Play is comprised of three heads (Roger Dominic Casey, Kate Forbes and Street) atop funeral urns. They are rapidly talking to us about a love triangle that has moments of humor, while showing the infinite capacity of humans to deceive themselves. Endings careen into beginnings as the monologues are delivered in a loop. No resolution, only the fragmented experiences of an affair.

The final, longest act, is Krapp’s Last Tape. And over the decades, it’s been played by Patrick Magee, Brian Dennehy and even Harold Pinter. Abraham appears as a disheveled man listening to audio recordings of his younger days and attempting to make new entries. Beckett, who admired Buster Keaton, has moments of silent comedy here: a banana peeled, then flung to the floor, a word that delights his protagonist.
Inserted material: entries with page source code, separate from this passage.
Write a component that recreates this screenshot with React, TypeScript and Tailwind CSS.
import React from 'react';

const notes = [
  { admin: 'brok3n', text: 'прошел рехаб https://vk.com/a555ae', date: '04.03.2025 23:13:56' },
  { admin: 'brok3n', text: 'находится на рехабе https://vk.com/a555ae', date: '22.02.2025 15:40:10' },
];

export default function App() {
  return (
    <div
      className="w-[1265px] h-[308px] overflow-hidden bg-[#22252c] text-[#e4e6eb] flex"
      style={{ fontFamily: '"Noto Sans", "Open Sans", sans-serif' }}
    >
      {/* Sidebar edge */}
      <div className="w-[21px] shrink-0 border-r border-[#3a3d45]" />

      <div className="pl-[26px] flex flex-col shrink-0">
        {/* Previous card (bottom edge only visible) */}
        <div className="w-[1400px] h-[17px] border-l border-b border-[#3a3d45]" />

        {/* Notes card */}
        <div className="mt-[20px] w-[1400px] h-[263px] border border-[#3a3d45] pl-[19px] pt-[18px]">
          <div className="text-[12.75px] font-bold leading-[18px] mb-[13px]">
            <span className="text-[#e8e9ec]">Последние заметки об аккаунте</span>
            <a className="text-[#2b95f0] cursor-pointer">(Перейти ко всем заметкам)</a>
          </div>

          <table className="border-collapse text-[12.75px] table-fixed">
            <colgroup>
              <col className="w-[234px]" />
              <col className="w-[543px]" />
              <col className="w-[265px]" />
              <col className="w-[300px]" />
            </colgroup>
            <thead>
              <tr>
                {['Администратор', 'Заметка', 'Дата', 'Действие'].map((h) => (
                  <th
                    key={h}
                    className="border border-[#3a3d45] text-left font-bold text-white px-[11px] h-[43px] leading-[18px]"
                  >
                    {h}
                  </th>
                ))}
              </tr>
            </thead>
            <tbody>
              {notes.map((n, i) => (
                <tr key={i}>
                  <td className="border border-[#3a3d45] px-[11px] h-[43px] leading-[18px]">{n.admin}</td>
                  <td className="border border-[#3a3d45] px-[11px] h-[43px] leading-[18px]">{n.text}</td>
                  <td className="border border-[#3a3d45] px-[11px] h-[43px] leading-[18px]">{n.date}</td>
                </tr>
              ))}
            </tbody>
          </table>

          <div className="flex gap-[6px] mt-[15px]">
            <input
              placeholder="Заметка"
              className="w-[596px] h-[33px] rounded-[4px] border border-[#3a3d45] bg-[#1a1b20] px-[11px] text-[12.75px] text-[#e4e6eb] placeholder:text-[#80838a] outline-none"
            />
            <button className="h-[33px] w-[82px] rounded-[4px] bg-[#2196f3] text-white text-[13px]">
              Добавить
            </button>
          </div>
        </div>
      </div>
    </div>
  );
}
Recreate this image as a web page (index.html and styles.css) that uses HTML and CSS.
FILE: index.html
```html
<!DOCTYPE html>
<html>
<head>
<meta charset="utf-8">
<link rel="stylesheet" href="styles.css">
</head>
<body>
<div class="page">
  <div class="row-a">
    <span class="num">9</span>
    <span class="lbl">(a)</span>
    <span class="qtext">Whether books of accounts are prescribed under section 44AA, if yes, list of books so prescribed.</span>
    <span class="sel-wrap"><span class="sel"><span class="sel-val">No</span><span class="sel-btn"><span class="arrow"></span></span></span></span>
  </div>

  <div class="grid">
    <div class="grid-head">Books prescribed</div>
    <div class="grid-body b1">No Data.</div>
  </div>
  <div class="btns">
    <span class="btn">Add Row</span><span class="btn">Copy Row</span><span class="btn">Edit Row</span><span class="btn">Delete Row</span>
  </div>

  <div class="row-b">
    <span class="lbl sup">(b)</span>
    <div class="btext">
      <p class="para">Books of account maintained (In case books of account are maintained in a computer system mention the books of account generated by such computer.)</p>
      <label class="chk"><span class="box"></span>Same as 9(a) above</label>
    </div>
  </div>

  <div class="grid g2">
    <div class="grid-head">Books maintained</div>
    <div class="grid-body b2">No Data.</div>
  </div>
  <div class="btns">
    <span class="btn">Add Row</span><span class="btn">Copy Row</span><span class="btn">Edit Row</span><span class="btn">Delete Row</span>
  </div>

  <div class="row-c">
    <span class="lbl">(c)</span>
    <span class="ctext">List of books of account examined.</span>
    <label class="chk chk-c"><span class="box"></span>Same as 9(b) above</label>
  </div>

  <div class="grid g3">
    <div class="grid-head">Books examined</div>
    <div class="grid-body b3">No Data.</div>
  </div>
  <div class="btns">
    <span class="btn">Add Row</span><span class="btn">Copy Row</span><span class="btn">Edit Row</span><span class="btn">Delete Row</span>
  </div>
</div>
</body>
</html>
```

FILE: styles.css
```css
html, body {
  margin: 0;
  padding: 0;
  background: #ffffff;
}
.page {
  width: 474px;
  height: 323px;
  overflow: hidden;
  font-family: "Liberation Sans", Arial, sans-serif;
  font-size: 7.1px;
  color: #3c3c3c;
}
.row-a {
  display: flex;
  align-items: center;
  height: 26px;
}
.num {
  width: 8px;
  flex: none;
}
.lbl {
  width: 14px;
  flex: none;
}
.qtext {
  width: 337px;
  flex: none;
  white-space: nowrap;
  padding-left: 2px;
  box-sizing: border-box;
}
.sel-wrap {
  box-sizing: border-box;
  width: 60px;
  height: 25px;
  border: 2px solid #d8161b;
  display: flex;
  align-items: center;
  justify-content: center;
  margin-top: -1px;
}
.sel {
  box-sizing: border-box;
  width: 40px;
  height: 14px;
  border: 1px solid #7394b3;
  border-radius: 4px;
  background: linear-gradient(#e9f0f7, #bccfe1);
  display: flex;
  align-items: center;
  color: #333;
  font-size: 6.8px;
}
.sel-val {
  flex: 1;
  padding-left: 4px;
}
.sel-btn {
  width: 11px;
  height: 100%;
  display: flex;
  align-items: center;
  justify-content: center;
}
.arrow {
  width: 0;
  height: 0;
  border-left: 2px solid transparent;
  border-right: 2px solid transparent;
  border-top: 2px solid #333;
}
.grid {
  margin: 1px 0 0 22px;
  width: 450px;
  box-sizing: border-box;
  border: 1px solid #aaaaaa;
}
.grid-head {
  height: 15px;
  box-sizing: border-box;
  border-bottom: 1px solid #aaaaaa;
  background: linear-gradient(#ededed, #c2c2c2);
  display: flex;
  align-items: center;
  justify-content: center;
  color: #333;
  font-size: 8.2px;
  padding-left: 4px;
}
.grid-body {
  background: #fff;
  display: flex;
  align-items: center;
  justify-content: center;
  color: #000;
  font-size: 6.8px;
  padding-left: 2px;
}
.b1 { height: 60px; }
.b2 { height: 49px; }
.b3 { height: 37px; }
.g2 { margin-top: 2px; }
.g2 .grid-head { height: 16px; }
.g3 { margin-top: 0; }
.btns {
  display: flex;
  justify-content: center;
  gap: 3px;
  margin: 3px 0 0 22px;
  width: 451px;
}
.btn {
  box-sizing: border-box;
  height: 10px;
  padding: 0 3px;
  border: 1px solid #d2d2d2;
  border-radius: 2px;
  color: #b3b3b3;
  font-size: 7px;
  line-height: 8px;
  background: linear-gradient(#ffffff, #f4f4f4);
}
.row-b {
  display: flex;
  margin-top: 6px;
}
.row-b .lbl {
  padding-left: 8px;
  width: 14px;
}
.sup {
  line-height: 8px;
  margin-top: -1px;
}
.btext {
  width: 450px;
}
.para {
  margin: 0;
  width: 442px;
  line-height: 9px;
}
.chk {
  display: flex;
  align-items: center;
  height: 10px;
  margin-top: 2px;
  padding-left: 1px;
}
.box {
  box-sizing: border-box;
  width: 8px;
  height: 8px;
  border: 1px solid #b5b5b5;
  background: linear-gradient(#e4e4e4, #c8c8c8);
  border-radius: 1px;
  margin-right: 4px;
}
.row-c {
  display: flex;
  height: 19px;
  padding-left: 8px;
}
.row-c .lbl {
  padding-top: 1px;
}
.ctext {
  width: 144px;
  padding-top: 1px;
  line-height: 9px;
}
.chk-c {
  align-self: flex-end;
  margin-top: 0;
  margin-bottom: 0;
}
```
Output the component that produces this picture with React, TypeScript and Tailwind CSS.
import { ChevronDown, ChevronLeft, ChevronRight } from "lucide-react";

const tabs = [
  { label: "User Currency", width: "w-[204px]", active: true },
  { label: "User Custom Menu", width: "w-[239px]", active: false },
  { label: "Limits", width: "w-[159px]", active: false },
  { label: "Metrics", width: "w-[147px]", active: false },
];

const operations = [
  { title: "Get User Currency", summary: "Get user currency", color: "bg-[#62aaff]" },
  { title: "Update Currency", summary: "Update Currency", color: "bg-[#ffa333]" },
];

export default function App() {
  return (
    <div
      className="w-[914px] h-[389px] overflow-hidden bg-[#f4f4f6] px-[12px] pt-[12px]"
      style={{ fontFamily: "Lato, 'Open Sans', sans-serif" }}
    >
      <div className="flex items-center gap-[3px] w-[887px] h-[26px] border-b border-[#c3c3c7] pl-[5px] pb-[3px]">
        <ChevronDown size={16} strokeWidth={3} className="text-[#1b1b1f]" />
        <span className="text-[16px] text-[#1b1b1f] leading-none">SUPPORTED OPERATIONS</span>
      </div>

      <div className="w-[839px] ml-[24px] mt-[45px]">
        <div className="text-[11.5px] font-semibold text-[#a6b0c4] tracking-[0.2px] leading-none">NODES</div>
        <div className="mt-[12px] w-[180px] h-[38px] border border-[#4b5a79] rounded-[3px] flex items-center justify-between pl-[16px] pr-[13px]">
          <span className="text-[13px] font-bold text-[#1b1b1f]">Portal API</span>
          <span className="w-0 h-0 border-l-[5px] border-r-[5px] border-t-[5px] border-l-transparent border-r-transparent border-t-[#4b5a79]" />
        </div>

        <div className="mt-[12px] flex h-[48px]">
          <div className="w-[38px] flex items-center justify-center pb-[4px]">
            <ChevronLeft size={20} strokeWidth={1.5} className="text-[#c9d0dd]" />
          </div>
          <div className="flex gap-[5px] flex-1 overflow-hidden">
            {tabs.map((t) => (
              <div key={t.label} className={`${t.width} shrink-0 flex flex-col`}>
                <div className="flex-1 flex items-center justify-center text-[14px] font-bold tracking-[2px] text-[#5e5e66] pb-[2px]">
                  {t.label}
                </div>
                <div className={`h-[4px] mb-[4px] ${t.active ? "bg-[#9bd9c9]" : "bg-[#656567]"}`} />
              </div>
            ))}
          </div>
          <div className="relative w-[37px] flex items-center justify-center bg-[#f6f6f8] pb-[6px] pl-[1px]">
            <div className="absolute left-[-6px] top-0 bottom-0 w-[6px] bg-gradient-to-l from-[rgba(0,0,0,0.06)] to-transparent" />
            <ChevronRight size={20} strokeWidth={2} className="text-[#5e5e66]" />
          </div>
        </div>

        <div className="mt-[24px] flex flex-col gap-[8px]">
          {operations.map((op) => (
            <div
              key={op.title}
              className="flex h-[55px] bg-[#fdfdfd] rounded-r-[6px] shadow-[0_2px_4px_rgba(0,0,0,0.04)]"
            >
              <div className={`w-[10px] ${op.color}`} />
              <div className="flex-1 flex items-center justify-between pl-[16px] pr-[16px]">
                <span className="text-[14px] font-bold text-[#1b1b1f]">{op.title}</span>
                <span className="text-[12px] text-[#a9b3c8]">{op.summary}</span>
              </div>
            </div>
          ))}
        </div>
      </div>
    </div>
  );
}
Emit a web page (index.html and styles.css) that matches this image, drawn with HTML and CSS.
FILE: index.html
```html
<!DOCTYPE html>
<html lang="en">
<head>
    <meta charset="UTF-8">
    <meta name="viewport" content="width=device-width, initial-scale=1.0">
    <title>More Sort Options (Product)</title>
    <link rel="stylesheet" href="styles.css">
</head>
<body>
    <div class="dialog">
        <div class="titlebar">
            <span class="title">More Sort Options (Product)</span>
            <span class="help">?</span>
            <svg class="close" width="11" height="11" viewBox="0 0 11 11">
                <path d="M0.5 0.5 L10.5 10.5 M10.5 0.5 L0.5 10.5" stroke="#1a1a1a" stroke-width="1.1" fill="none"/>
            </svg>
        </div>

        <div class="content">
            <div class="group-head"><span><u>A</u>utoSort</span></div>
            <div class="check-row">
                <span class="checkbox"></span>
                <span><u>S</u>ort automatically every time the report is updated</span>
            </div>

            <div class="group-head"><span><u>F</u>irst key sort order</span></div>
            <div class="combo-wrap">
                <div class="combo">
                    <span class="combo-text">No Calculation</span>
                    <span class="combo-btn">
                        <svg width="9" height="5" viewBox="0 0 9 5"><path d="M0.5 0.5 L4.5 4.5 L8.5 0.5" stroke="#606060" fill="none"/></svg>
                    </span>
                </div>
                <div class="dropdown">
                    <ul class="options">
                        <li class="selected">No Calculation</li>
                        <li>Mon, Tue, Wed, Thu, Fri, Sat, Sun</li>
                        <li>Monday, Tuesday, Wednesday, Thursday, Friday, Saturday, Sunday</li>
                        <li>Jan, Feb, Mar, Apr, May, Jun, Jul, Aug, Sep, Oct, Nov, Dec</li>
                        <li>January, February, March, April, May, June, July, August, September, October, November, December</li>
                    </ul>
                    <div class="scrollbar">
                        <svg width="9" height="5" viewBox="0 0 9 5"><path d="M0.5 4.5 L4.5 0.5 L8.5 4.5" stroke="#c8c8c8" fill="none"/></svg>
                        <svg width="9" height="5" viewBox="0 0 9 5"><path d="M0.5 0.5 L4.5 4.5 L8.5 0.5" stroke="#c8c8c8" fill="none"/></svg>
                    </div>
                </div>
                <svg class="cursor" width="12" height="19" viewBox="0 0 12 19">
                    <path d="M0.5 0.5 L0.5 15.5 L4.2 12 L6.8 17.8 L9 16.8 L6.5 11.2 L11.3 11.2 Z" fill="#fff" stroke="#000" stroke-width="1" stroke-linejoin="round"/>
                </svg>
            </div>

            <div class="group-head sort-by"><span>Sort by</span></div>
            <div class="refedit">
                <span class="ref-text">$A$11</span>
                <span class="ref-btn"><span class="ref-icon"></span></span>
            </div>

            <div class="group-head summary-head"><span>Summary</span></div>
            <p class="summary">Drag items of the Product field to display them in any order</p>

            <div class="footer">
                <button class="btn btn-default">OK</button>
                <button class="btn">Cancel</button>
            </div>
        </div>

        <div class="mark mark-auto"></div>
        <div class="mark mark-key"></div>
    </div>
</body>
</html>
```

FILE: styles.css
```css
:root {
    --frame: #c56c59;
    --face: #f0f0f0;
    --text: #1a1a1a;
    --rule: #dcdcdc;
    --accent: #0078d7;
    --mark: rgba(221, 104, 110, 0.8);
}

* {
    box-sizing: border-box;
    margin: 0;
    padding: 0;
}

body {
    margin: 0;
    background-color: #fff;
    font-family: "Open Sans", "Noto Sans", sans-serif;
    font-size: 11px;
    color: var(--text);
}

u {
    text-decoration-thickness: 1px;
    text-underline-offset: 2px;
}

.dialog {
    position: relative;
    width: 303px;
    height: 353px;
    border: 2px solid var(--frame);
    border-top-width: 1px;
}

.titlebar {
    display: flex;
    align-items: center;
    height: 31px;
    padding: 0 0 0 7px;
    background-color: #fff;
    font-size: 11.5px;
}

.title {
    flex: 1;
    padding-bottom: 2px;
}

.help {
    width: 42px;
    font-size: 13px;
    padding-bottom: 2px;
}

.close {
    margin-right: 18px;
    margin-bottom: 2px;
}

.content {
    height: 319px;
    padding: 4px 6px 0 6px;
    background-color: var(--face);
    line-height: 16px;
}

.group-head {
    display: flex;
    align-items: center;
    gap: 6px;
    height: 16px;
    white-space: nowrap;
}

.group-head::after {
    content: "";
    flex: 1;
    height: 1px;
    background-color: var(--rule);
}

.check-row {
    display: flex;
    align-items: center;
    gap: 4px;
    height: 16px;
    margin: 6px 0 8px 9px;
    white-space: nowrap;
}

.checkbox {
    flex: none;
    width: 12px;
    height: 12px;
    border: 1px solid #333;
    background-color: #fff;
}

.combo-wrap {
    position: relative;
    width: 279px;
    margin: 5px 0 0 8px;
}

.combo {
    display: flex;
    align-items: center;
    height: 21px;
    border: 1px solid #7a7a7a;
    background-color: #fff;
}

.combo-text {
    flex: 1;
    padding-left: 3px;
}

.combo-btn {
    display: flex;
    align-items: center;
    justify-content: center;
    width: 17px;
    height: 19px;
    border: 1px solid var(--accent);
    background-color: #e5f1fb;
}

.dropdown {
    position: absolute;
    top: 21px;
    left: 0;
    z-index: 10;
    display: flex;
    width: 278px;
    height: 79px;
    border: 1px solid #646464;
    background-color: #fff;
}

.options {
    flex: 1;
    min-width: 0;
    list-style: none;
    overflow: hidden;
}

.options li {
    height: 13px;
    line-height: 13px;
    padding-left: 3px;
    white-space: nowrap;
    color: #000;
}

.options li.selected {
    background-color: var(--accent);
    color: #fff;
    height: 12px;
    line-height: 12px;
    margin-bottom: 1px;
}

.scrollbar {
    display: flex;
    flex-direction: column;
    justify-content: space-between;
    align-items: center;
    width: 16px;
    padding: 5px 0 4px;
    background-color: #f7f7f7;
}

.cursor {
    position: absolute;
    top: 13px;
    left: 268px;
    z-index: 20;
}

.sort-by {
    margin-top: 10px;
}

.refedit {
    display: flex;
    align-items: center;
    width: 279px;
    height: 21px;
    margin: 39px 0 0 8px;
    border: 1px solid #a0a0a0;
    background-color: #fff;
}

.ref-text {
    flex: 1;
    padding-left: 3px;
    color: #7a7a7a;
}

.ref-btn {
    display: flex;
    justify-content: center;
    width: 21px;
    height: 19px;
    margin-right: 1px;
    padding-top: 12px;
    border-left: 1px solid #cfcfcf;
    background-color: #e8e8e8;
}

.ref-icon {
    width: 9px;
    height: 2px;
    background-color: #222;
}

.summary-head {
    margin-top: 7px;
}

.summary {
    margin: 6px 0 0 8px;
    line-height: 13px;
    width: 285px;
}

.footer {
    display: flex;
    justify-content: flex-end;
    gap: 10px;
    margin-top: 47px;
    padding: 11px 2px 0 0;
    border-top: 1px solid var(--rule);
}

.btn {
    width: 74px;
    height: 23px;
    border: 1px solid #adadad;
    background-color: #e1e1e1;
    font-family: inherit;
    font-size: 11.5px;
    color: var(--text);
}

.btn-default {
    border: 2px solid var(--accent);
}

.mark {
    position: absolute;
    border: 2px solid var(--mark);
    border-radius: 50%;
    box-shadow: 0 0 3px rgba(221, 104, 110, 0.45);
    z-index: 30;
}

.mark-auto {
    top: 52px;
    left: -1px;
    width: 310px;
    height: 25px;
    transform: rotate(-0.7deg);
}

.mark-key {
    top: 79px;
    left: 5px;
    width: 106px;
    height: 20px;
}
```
But as he listens to his diary tapes, Krapp is saddened, bewildered and angry. What did his romantic life achieve? Does he recognize himself as he staggers toward the inevitable?

Ciarán O’Reilly directs a solid cast with precision — 75 minutes without intermission. The one-acts are ideal for the Irish Rep’s intimate space. Beckett was clear about his stage directions — and it’s a challenge for actors to make the roles, particularly Krapp’s, their own. And while despair — and confusion — is injected in all Beckett plays, there is, for brief moments, a sense of hope.

All three evoke Beckett’s famous quote: "You must go on. I can't go on. I'll go on.”